SPCN has been well validated against the most commonly used algorithms in the base paper Vahadane et al. (2016). We compare the presented work to most recent literature Shaban et al. (2018),Zanjani et al. (2018) and Cho et al. (2017).These papers presents a Generative Adversarial Network (GAN) for color normalization. In Cho et al. (2017) the proposed method requires retraining once the target or reference image changes. In Zanjani et al. (2018)
, proposed method do not require the retraining when the reference image changes. In algorithm also presents many advantages over [BenTaieb] (which was published in March 2018). Firstly, the stain transfer procedure using GANs is a completely different approach to color normalization and it is a domain which is still largely unexplored and does not guarantee theoretical performance. Secondly, the algorithm does not perfectly preserve biological structure as it only approximates it using a loss function. Finally, it involves training of deep neural networks, requiring availability of training data, heavy computations, adjustment of hyperparameters and application to large images intractable. Moreover, it presents a black-box to the internal computations involved, making debugging difficult. Our algorithm in comparison, is well-validated, preserves structure, is simple to understand and debug, requires simple computations and with our software, can be used on images of any size. An additional advantage of our algorithm is that it contains a stain separation step as an integrated module, which can aid research work involving any particular stain in the histological images.

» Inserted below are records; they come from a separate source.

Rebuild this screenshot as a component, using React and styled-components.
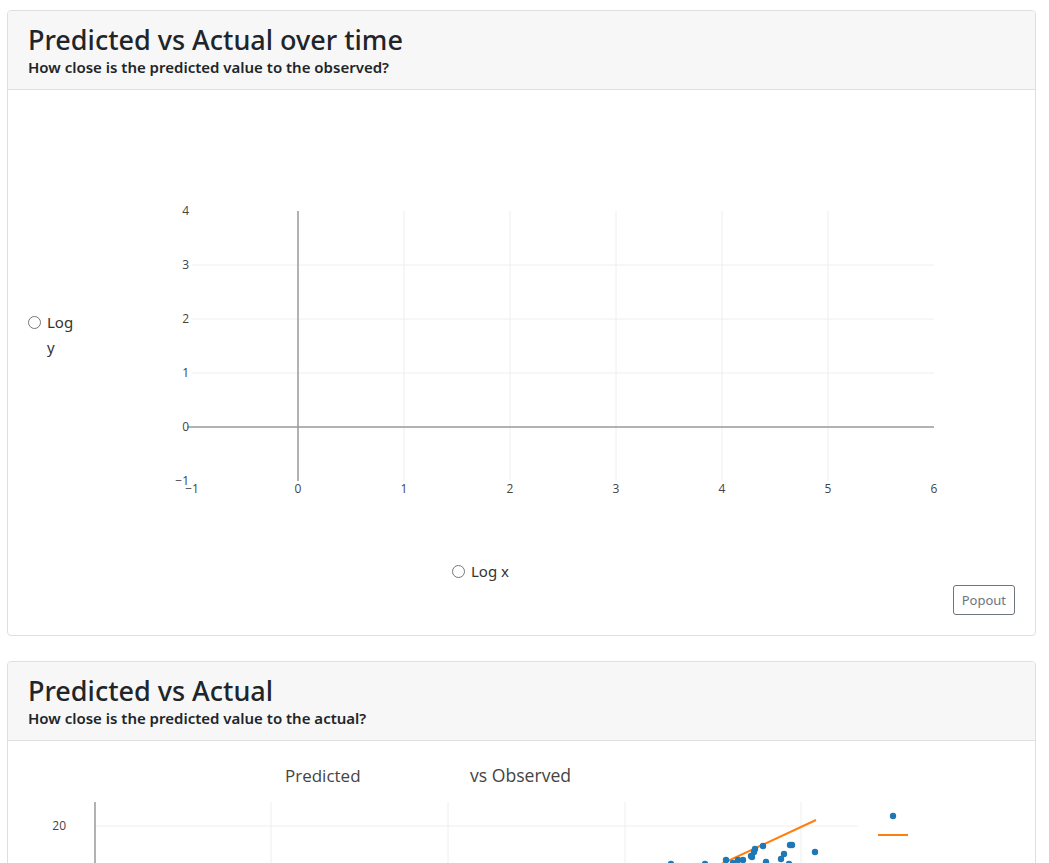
import { createGlobalStyle, styled } from "styled-components"

const GlobalStyle = createGlobalStyle`
  body {
    margin: 0;
    background: #fff;
    font-family: "Noto Sans", "Open Sans", sans-serif;
    color: #212529;
  }
`

const X_TICKS = [-1, 0, 1, 2, 3, 4, 5, 6]
const Y_TICKS = [-1, 0, 1, 2, 3, 4]
const px = (v) => 94 + 106 * (v + 1)
const py = (v) => 316 - 54 * v

const SCATTER = [
  [815, 851], [792, 844], [790, 844], [784, 853], [781, 858], [766, 861],
  [763, 845], [755, 848], [754, 851], [751, 855], [752, 856], [743, 859],
  [738, 859], [733, 862], [726, 859], [705, 863], [671, 863], [789, 863],
  [700, 880], [680, 884], [660, 895], [640, 900], [620, 905], [610, 915],
]

const EmptyChart = () => (
  <svg width="910" height="440" viewBox="0 0 910 440">
    {[1, 2, 3].map((v) => (
      <line key={v} x1={px(-1)} x2={px(6)} y1={py(v)} y2={py(v)} stroke="#eee" />
    ))}
    {[1, 2, 3, 4, 5].map((v) => (
      <line key={v} x1={px(v)} x2={px(v)} y1={py(4)} y2={py(-1)} stroke="#eee" />
    ))}
    <line x1={px(0)} x2={px(0)} y1={py(4)} y2={py(-1)} stroke="#999" strokeWidth="1.5" />
    <line x1={px(-1) - 5} x2={px(6)} y1={py(0)} y2={py(0)} stroke="#999" strokeWidth="1.5" />
    <g fontFamily="Open Sans, sans-serif" fontSize="12" fill="#444">
      {Y_TICKS.map((v) => (
        <text key={v} x={91} y={py(v) + 4} textAnchor="end">
          {v < 0 ? `\u2212${-v}` : v}
        </text>
      ))}
      {X_TICKS.map((v) => (
        <text key={v} x={px(v)} y={382} textAnchor="middle">
          {v < 0 ? `\u2212${-v}` : v}
        </text>
      ))}
    </g>
  </svg>
)

const ScatterChart = () => (
  <svg width="988" height="450" viewBox="0 0 988 450">
    <g fontFamily="Open Sans, sans-serif" fontSize="17" fill="#444">
      <text x="257" y="20">Predicted</text>
      <text x="442" y="20" fontSize="17.6">vs Observed</text>
    </g>
    {[64, 240, 416].map((y) => (
      <line key={y} x1="67" x2="830" y1={y} y2={y} stroke="#eee" />
    ))}
    {[243, 420, 597, 773].map((x) => (
      <line key={x} x1={x} x2={x} y1="40" y2="440" stroke="#eee" />
    ))}
    <line x1="67" x2="67" y1="40" y2="440" stroke="#999" strokeWidth="1.5" />
    <text x="38" y="68" textAnchor="end" fontFamily="Open Sans, sans-serif" fontSize="12" fill="#444">
      20
    </text>
    <line x1="788" y1="58" x2="440" y2="220" stroke="#ff7f0e" strokeWidth="2" />
    {SCATTER.map(([x, y], i) => (
      <circle key={i} cx={x - 28} cy={y - 761} r="3.2" fill="#1f77b4" />
    ))}
    <circle cx="865" cy="54" r="3.2" fill="#1f77b4" />
    <line x1="850" x2="880" y1="73" y2="73" stroke="#ff7f0e" strokeWidth="2" />
  </svg>
)

export default function App() {
  return (
    <>
      <GlobalStyle />
      <Page>
        <Card>
          <CardHeader>
            <Title>Predicted vs Actual over time</Title>
            <Subtitle>How close is the predicted value to the observed?</Subtitle>
          </CardHeader>
          <CardBody>
            <ChartRow>
              <RadioOption $width="52px" $shift="8px">
                <Radio type="radio" name="logy" />
                <span>Log y</span>
              </RadioOption>
              <EmptyChart />
            </ChartRow>
            <AxisToggle>
              <RadioOption>
                <Radio type="radio" name="logx" />
                <span>Log x</span>
              </RadioOption>
            </AxisToggle>
            <Footer>
              <PopoutButton>Popout</PopoutButton>
            </Footer>
          </CardBody>
        </Card>
        <Card>
          <CardHeader>
            <Title>Predicted vs Actual</Title>
            <Subtitle>How close is the predicted value to the actual?</Subtitle>
          </CardHeader>
          <CardBody>
            <ScatterChart />
          </CardBody>
        </Card>
      </Page>
    </>
  )
}

const Page = styled.div`
  padding: 10px 13px 0 7px;
  display: flex;
  flex-direction: column;
  gap: 25px;
`

const Card = styled.div`
  border: 1px solid #dfdfdf;
  border-radius: 4px;
  background: #fff;
  overflow: hidden;
`

const CardHeader = styled.div`
  background: #f7f7f7;
  border-bottom: 1px solid #dfdfdf;
  padding: 13px 20px 11px;
`

const Title = styled.h3`
  margin: 0;
  font-size: 27px;
  font-weight: 500;
  line-height: 32px;
  color: #212529;
`

const Subtitle = styled.div`
  font-size: 15px;
  font-weight: 600;
  line-height: 22px;
  color: #212529;
`

const CardBody = styled.div`
  padding: 21px 20px 20px;
`

const ChartRow = styled.div`
  display: flex;
  align-items: center;
  gap: 18px;
`

const RadioOption = styled.label`
  display: flex;
  align-items: flex-start;
  gap: 6px;
  width: ${(p) => p.$width || "auto"};
  margin-top: ${(p) => p.$shift || "0"};
  font-size: 15px;
  line-height: 25px;
  color: #333;
`

const Radio = styled.input`
  margin: 6px 0 0;
  width: 13px;
  height: 13px;
`

const AxisToggle = styled.div`
  display: flex;
  padding-left: 424px;
  margin-top: 8px;
`

const Footer = styled.div`
  display: flex;
  justify-content: flex-end;
  margin-top: 1px;
`

const PopoutButton = styled.button`
  font-family: inherit;
  font-size: 13px;
  color: #6c757d;
  background: #fff;
  border: 1px solid #6c757d;
  border-radius: 3px;
  padding: 4px 8px;
  height: 30px;
`
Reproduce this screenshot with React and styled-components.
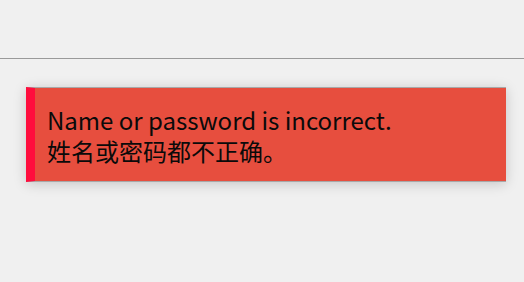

Uptake of computational pathology suffers from two major problems – lack of investment in whole slide scanners, and the lack of fast algorithms to process whole slide images. With this work, we have contributed to overcoming the second challenge by introducing a open-source software that can color normalize WSIs in a reasonable time. Our software significantly improved upon SPCN Vahadane et al. (2016) in this respect, while also improving on the image quality and retaining the advantages of SPCN. With the advent of deep learning, several research groups are using GPUs and open-source software such as OpenSlide Goode et al. (2013) and TensorFlow Abadi et al. (2016) to work with WSIs. Our improved and corrected implementation of SPCN is built on top of such libraries. To ensure that working with large slides does not seem daunting to medical researchers, it is necessary to make other widely-used parts of a computational pathology pipelines, such as nucleus detection and segmentation Kumar et al. (2017) and gland segmentation, also scalable and open-source.